Your information source for E. coli, sponsored by Marler Clark

Symptoms of E. coli infection

What happens after the Shiga toxin-producing E. coli are ingested?

E. coli infection occurs when a person ingests Shiga toxin (Stx)-producing E. coli (e.g., E. coli O157:H7) after exposure to contaminated food, beverages, water, animals, or other persons.  After ingestion, E. coli bacteria rapidly multiply in the large intestine and bind tightly to cells in the intestinal lining.  This snug attachment facilitates absorption of the toxin into the small capillaries within the bowel wall, where it attaches to globotriaosylceramide (Gb3) receptors. 

Inflammation caused by the toxins is believed to be the cause of hemorrhagic colitis, the first symptom of E. coli infection, which is characterized by the sudden onset of abdominal pain and severe cramps, followed within 24 hours by diarrhea (Boyce, Swerdlow, & Griffin, 1995; Tarr, 1995).  Hemorrhagic colitis typically occurs within 2 to 5 days of ingestion of E. coli, but the incubation period, or time between the ingestion of E. coli bacteria and the onset of illness, may be as broad as 1 to 10 days. 

As the infection progresses, diarrhea becomes watery and then may become grossly bloody, that is, bloody to the naked eye.  E. coli symptoms also may include vomiting and fever, although fever is an uncommon symptom. 

On rare occasions, E. coli infection can cause bowel necrosis (tissue death) and perforation without progressing to hemolytic uremic syndrome (HUS)—a complication of E. coli infection that is now recognized as the most common cause of acute kidney failure in infants and young children.  In about 10 percent of E. coli cases, the Shiga toxin attachment to Gb3 receptors results in HUS. 

HUS had been recognized in the medical community since at least the mid-1950’s; however, the syndrome first caught the public’s attention in 1993 following a large E. coli outbreak in Washington State that was linked to the consumption of contaminated hamburgers served at a fast-food chain.  A total of 501 E. coli cases were reported; 151 were hospitalized (31 percent), 45 persons (mostly children) developed HUS (9 percent), and three died (Bell, et al., 1994).

During HUS, the majority of the toxin gains access to the systemic circulation where it becomes attached to weak receptors on white blood cells (WBC) thus allowing the toxin to “ride piggyback” to the kidneys where it is transferred to numerous strong Gb3 receptors that grasp and hold on to the toxin. 

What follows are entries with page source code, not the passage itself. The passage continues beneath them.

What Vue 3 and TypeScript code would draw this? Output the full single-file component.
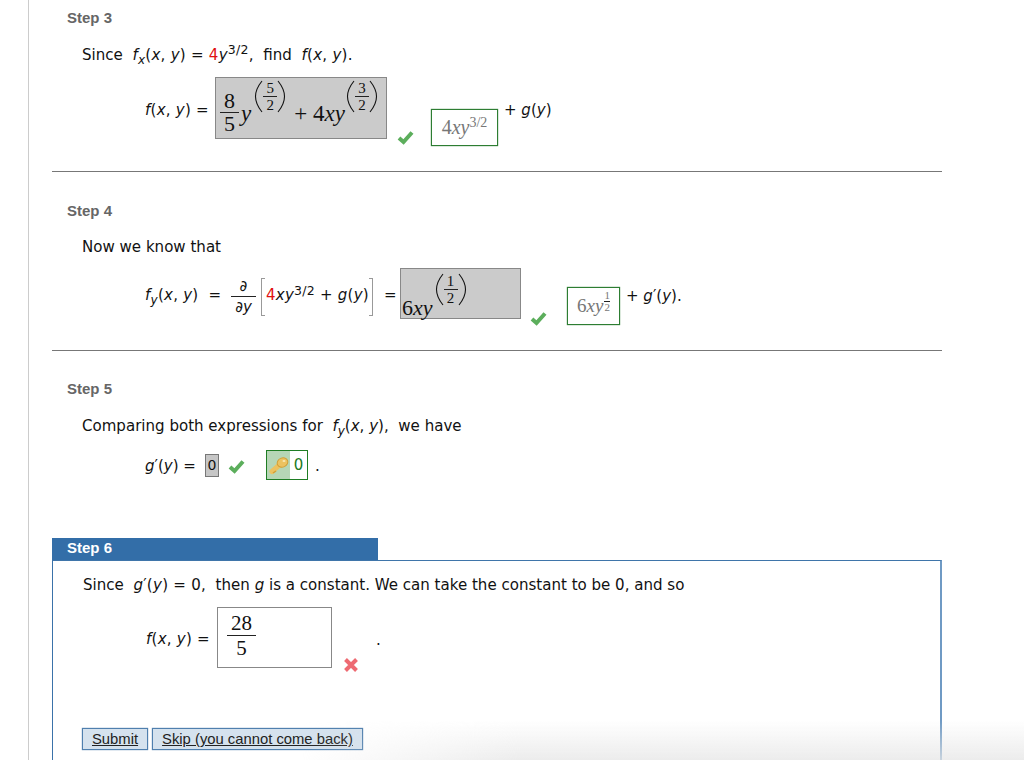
<script setup lang="ts">
const checkPath = 'M2 9 L6.5 13 L15 3.5'
</script>

<template>
  <div class="page">
    <div class="content">
      <section class="s3">
        <h3 class="label">Step 3</h3>
        <p class="prompt">Since&nbsp; <span class="m"><i>f<sub>x</sub></i>(<i>x</i>, <i>y</i>) = <span class="red">4</span><i>y</i><sup>3/2</sup>,</span>&nbsp; find&nbsp; <span class="m"><i>f</i>(<i>x</i>, <i>y</i>).</span></p>
        <div class="row r3">
          <span class="lhs lhs3 m"><i>f</i>(<i>x</i>, <i>y</i>) =</span>
          <div class="answer a3">
            <span class="frac big"><span class="num">8</span><span>5</span></span>
            <span class="yy"><i>y</i></span>
            <span class="exp">
              <svg class="paren" viewBox="0 0 9 33"><path d="M8 1 Q1.5 9 1.5 16.5 Q1.5 24 8 32" /></svg>
              <span class="frac small"><span class="num">5</span><span>2</span></span>
              <svg class="paren" viewBox="0 0 9 33"><path d="M1 1 Q7.5 9 7.5 16.5 Q7.5 24 1 32" /></svg>
            </span>
            <span class="plus">+ 4<i>xy</i></span>
            <span class="exp e3b">
              <svg class="paren" viewBox="0 0 9 33"><path d="M8 1 Q1.5 9 1.5 16.5 Q1.5 24 8 32" /></svg>
              <span class="frac small"><span class="num">3</span><span>2</span></span>
              <svg class="paren" viewBox="0 0 9 33"><path d="M1 1 Q7.5 9 7.5 16.5 Q7.5 24 1 32" /></svg>
            </span>
          </div>
          <svg class="check c3" viewBox="0 0 17 16"><path :d="checkPath" /></svg>
          <div class="key-box k3">4<i>xy</i><sup>3/2</sup></div>
          <span class="tail t3">+ <i>g</i>(<i>y</i>)</span>
        </div>
      </section>

      <section class="s4">
        <h3 class="label">Step 4</h3>
        <p class="prompt p4">Now we know that</p>
        <div class="row r4">
          <span class="lhs lhs4 m"><i>f<sub>y</sub></i>(<i>x</i>, <i>y</i>)&nbsp; =</span>
          <span class="frac deriv"><span class="num"><i>∂</i></span><span><i>∂y</i></span></span>
          <span class="bracket left"></span>
          <span class="expr m"><span class="red">4</span><i>xy</i><sup>3/2</sup> + <i>g</i>(<i>y</i>)</span>
          <span class="bracket right"></span>
          <span class="eq">=</span>
          <div class="answer a4">
            <span class="six">6<i>xy</i></span>
            <span class="exp e4">
              <svg class="paren" viewBox="0 0 9 33"><path d="M8 1 Q1.5 9 1.5 16.5 Q1.5 24 8 32" /></svg>
              <span class="frac small"><span class="num">1</span><span>2</span></span>
              <svg class="paren" viewBox="0 0 9 33"><path d="M1 1 Q7.5 9 7.5 16.5 Q7.5 24 1 32" /></svg>
            </span>
          </div>
          <svg class="check c4" viewBox="0 0 17 16"><path :d="checkPath" /></svg>
          <div class="key-box k4">6<i>xy</i><span class="frac tiny"><span class="num">1</span><span>2</span></span></div>
          <span class="tail t4">+ <i>g</i>′(<i>y</i>).</span>
        </div>
      </section>

      <section class="s5">
        <h3 class="label">Step 5</h3>
        <p class="prompt">Comparing both expressions for&nbsp; <i>f<sub>y</sub></i>(<i>x</i>, <i>y</i>),&nbsp; we have</p>
        <div class="row r5">
          <span class="lhs lhs5"><i>g</i>′(<i>y</i>) =</span>
          <span class="zero-box">0</span>
          <svg class="check c5" viewBox="0 0 17 16"><path :d="checkPath" /></svg>
          <div class="reveal">
            <span class="key-cell">
              <svg class="key" viewBox="0 0 20 19">
                <path d="M3 15.5 L11 8.5" stroke="#ecc260" stroke-width="5" stroke-linecap="round" />
                <path d="M4 17 L7 15" stroke="#d29f36" stroke-width="1.5" />
                <ellipse cx="13.5" cy="6.5" rx="5.5" ry="4.5" fill="#ecc260" stroke="#d29f36" transform="rotate(-25 13.5 6.5)" />
                <ellipse cx="15" cy="5" rx="1.5" ry="1" fill="#f8e8b4" />
              </svg>
            </span>
            <span class="reveal-val">0</span>
          </div>
          <span class="dot">.</span>
        </div>
      </section>

      <section class="s6">
        <h3 class="tab">Step 6</h3>
        <div class="active">
          <p class="prompt p6">Since&nbsp; <span class="m"><i>g</i>′(<i>y</i>) = 0,</span>&nbsp; then <i>g</i> is a constant. We can take the constant to be 0, and so</p>
          <div class="row r6">
            <span class="lhs lhs6 m"><i>f</i>(<i>x</i>, <i>y</i>) =</span>
            <div class="input-box">
              <span class="frac big b6"><span class="num">28</span><span>5</span></span>
            </div>
            <svg class="cross" viewBox="0 0 16 16"><path d="M2.5 2.5 L13.5 13.5 M13.5 2.5 L2.5 13.5" /></svg>
            <span class="dot d6">.</span>
          </div>
          <div class="buttons">
            <button class="btn" type="button">Submit</button>
            <button class="btn" type="button">Skip (you cannot come back)</button>
          </div>
        </div>
      </section>
    </div>
    <div class="shade"></div>
  </div>
</template>

<style>
html, body { margin: 0; background: #fff; overflow: hidden; }
</style>

<style scoped>
.page {
  position: relative;
  box-sizing: border-box;
  height: 760px;
  overflow: hidden;
  padding-left: 28px;
  font-family: "DejaVu Sans", Verdana, sans-serif;
  font-size: 15px;
  color: #111;
}
.content {
  box-sizing: border-box;
  height: 760px;
  width: 914px;
  border-left: 1px solid #ccc;
  padding-left: 23px;
}
section { width: 890px; box-sizing: border-box; }
.s3 { height: 172px; padding-top: 10px; border-bottom: 1px solid #777; }
.s4 { height: 179px; padding-top: 31px; border-bottom: 1px solid #777; }
.s5 { height: 187px; padding-top: 30px; }
.label {
  margin: 0 0 0 15px;
  font: bold 15px/16px "Liberation Sans", Arial, sans-serif;
  color: #666;
}
.prompt {
  margin: 20px 0 0 30px;
  line-height: 18px;
  white-space: nowrap;
  font-size: 15.05px;
}
.m { letter-spacing: 0.25px; }
.p4 { margin-top: 19px; }
.red { color: #e01010; }
sub { font-size: 12px; line-height: 0; vertical-align: -4px; }
sup { font-size: 12.5px; line-height: 0; vertical-align: 6px; }
.row { display: flex; align-items: flex-start; white-space: nowrap; }
.r3 { margin-top: 13px; padding-left: 93px; }
.r4 { margin-top: 12px; padding-left: 93px; }
.r5 { margin-top: 14px; padding-left: 93px; }
.lhs3 { margin-top: 24px; width: 70px; }
.answer {
  box-sizing: border-box;
  display: flex;
  align-items: flex-start;
  background: #cbcbcb;
  border: 1px solid #888;
  font-family: "Liberation Serif", "Times New Roman", serif;
  color: #111;
}
.a3 { width: 172px; height: 62px; padding: 0 0 0 4px; }
.frac { display: inline-flex; flex-direction: column; align-items: center; line-height: 1; }
.num { border-bottom: 1px solid #222; padding: 0 1px; align-self: stretch; text-align: center; }
.big { font-size: 21px; width: 19px; }
.a3 .big { margin-top: 12px; font-size: 22px; }
.a3 .big > span { line-height: 22px; }
.small { font-size: 15px; width: 14px; }
.small > span { line-height: 16px; }
.yy { margin: 24px 0 0 2px; font-size: 23px; line-height: 24px; }
.exp { display: inline-flex; align-items: center; height: 33px; margin: 2px 0 0 3px; }
.paren { width: 9px; height: 33px; fill: none; stroke: #111; stroke-width: 1.1; }
.plus { margin: 24px 0 0 8px; font-size: 23px; line-height: 24px; }
.e3b { margin-left: 1px; }
.check { width: 17px; height: 16px; fill: none; stroke: #5cae5c; stroke-width: 4; }
.c3 { margin: 52px 0 0 10px; }
.key-box {
  box-sizing: border-box;
  border: 1px solid #2d7d32;
  box-shadow: 0 0 1px #2d7d32;
  font-family: "Liberation Serif", "Times New Roman", serif;
  color: #777;
  display: flex;
  align-items: center;
  justify-content: center;
  font-size: 20px;
}
.key-box sup { font-size: 14px; vertical-align: 0; margin-top: -9px; }
.k3 { width: 67px; height: 37px; margin: 32px 0 0 17px; }
.tail { margin-left: 6px; }
.t3 { margin-top: 24px; }

.lhs4 { margin-top: 18px; width: 86px; }
.deriv { margin-top: 8px; font-family: "DejaVu Sans", sans-serif; font-size: 15px; width: 25px; }
.deriv > span { line-height: 20px; }
.deriv .num { padding: 0; }
.bracket { box-sizing: border-box; width: 4px; height: 38px; margin-top: 10px; border: 1px solid #999; }
.bracket.left { border-right: 0; margin-left: 5px; }
.bracket.right { border-left: 0; }
.expr { margin: 18px 0 0 1px; width: 103px; }
.expr sup { vertical-align: 5px; }
.eq { margin: 18px 0 0 11px; width: 13px; }
.a4 { width: 121px; height: 51px; margin-left: 3px; padding: 0 0 0 1px; }
.six { margin-top: 27px; font-size: 22px; line-height: 24px; }
.e4 { margin: 4px 0 0 2px; }
.c4 { margin: 42px 0 0 9px; }
.k4 { width: 53px; height: 38px; margin: 19px 0 0 20px; font-size: 19px; }
.tiny { font-size: 11px; margin: -9px 0 0 1px; }
.tiny .num { padding: 0; }
.t4 { margin: 19px 0 0 6px; }

.lhs5 { margin-top: 8px; width: 60px; }
.zero-box {
  box-sizing: border-box;
  width: 14px;
  height: 23px;
  margin-top: 5px;
  background: #c6c6c6;
  border: 1px solid #777;
  text-align: center;
  line-height: 21px;
  font-size: 14px;
}
.c5 { margin: 9px 0 0 9px; }
.reveal {
  box-sizing: border-box;
  display: flex;
  width: 42px;
  height: 30px;
  margin: 1px 0 0 21px;
  border: 1px solid #1f7d24;
}
.key-cell { width: 23px; background: #b6d6b6; display: flex; align-items: center; justify-content: center; }
.key { width: 20px; height: 19px; }
.reveal-val { flex: 1; text-align: center; line-height: 28px; color: #1c7a22; }
.dot { margin: 8px 0 0 7px; }

.s6 { padding-top: 0; }
.tab {
  box-sizing: border-box;
  margin: 0;
  width: 326px;
  height: 22px;
  padding-left: 15px;
  background: #336ea8;
  color: #fff;
  font: bold 15px/20px "Liberation Sans", Arial, sans-serif;
}
.active {
  box-sizing: border-box;
  height: 240px;
  border: 1px solid #5c8cbb;
  border-top-color: #3f75aa;
  border-right-width: 2px;
  border-right-color: #6f9ac4;
  border-left-color: #3a72a9;
}
.p6 { margin: 15px 0 0 30px; }
.r6 { margin-top: 13px; padding-left: 93px; }
.lhs6 { margin-top: 23px; width: 71px; }
.input-box {
  box-sizing: border-box;
  width: 115px;
  height: 61px;
  border: 1px solid #888;
  padding: 3px 0 0 9px;
  font-family: "Liberation Serif", "Times New Roman", serif;
  background: #fff;
}
.b6 { width: 29px; }
.b6 > span { line-height: 24px; }
.cross { width: 16px; height: 16px; margin: 50px 0 0 11px; fill: none; stroke: #ee6a72; stroke-width: 4; }
.d6 { margin: 24px 0 0 17px; }
.buttons { display: flex; gap: 4px; margin: 55px 0 0 29px; }
.btn {
  box-sizing: border-box;
  height: 22px;
  padding: 0 9px;
  background: #d5e2ee;
  border: 1px solid #4f7fae;
  box-shadow: 0 0 1px #4f7fae;
  font: 14.8px/18px "Liberation Sans", Arial, sans-serif;
  text-decoration: underline;
  color: #222;
}
.shade {
  position: absolute;
  left: 0;
  right: 0;
  bottom: 0;
  height: 40px;
  pointer-events: none;
  background: linear-gradient(to bottom, rgba(230, 230, 230, 0), rgba(230, 230, 230, 0.75));
  -webkit-mask-image: linear-gradient(to right, transparent 300px, #000 520px);
  mask-image: linear-gradient(to right, transparent 300px, #000 520px);
}
</style>
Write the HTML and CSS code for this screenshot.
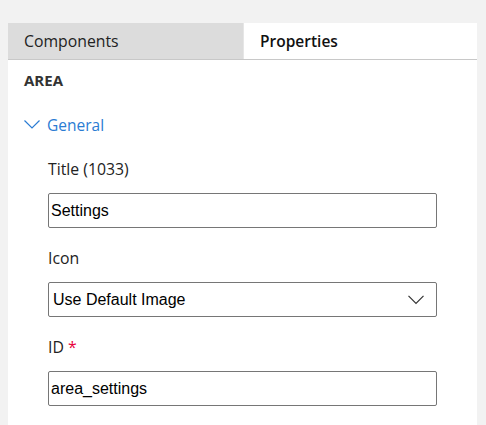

Organ injury is primarily a function of Gb3 receptor location and density.  These receptors are probably always in the gut wall and kidneys, but heterogeneously distributed in the other major body organs.  This may be the reason that some patients develop injury in other vital organs (e.g., brain, etc).  Once Stx attaches to receptors, it moves into the cells’ cytoplasm where it shuts down the cells’ protein machinery resulting in cellular injury or death, and subsequent damage to vital organs such as the kidney, pancreas, and brain.